Exercise details.
Copy verbatim the span of lines beginning at the line that contains "Clone this screenshot" and ending with the final line of the data. Exclude pictures from the copy.

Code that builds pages

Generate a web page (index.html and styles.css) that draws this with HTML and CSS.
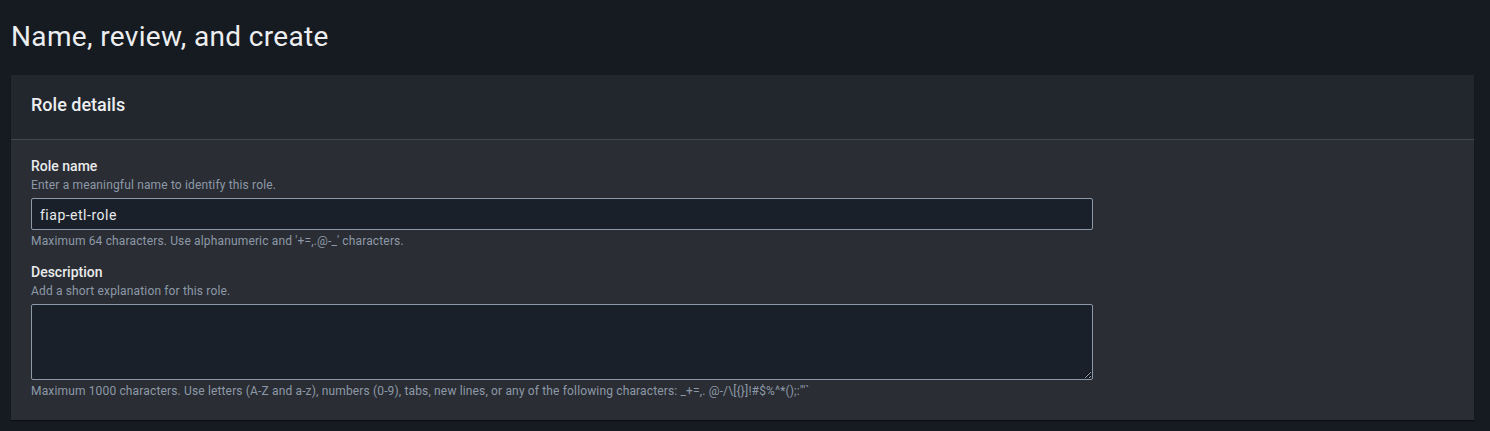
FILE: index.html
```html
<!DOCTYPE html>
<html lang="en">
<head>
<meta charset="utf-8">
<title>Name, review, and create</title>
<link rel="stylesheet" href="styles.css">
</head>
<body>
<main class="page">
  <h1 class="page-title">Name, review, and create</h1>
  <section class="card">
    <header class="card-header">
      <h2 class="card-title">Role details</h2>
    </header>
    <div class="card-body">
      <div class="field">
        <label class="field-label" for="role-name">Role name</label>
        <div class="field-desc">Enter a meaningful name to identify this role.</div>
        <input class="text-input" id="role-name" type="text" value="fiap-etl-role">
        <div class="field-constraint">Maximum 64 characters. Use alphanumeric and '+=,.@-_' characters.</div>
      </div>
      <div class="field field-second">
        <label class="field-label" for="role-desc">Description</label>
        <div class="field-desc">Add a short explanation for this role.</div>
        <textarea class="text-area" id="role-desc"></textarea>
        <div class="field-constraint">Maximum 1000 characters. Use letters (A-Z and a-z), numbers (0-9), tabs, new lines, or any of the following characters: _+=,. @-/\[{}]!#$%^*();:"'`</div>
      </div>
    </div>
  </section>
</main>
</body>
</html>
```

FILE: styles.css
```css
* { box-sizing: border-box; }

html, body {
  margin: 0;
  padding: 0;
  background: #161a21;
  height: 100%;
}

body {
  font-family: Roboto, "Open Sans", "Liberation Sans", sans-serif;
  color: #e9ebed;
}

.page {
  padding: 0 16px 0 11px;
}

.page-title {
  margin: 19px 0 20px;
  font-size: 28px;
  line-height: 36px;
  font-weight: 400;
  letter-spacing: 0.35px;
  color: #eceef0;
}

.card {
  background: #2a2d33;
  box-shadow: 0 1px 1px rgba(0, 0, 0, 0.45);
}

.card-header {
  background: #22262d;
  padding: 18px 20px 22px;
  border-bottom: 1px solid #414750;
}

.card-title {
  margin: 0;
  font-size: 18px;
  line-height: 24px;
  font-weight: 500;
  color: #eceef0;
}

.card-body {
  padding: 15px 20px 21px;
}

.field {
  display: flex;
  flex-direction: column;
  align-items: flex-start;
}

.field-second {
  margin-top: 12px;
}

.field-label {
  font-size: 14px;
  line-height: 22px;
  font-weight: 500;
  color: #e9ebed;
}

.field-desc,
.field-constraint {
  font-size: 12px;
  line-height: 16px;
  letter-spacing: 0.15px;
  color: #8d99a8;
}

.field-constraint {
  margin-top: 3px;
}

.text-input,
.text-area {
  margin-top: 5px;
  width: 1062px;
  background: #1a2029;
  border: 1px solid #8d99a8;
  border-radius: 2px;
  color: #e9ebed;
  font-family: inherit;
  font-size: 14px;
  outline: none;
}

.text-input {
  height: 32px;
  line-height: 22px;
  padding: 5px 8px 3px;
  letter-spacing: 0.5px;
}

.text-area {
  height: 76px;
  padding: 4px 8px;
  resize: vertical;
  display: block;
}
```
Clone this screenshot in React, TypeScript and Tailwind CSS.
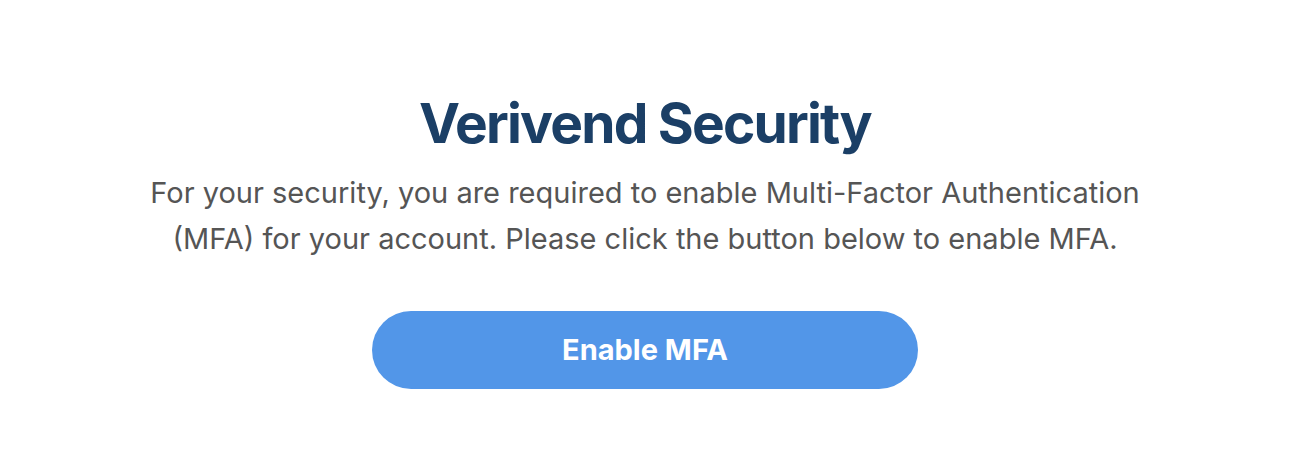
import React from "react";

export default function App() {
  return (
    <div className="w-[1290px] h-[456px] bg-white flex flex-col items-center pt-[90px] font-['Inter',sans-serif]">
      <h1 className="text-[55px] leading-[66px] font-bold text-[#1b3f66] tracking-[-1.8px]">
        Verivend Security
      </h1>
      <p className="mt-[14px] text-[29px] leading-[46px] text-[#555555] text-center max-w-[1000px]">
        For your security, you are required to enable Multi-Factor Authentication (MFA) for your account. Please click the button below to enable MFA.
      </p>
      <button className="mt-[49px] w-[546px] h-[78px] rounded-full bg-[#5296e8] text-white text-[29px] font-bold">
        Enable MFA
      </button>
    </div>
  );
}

The completed task.
Clone this screenshot in React, TypeScript and Tailwind CSS.
import React from "react";

export default function App() {
  return (
    <div className="w-[1290px] h-[456px] bg-white flex flex-col items-center pt-[90px] font-['Inter',sans-serif]">
      <h1 className="text-[55px] leading-[66px] font-bold text-[#1b3f66] tracking-[-1.8px]">
        Verivend Security
      </h1>
      <p className="mt-[14px] text-[29px] leading-[46px] text-[#555555] text-center max-w-[1000px]">
        For your security, you are required to enable Multi-Factor Authentication (MFA) for your account. Please click the button below to enable MFA.
      </p>
      <button className="mt-[49px] w-[546px] h-[78px] rounded-full bg-[#5296e8] text-white text-[29px] font-bold">
        Enable MFA
      </button>
    </div>
  );
}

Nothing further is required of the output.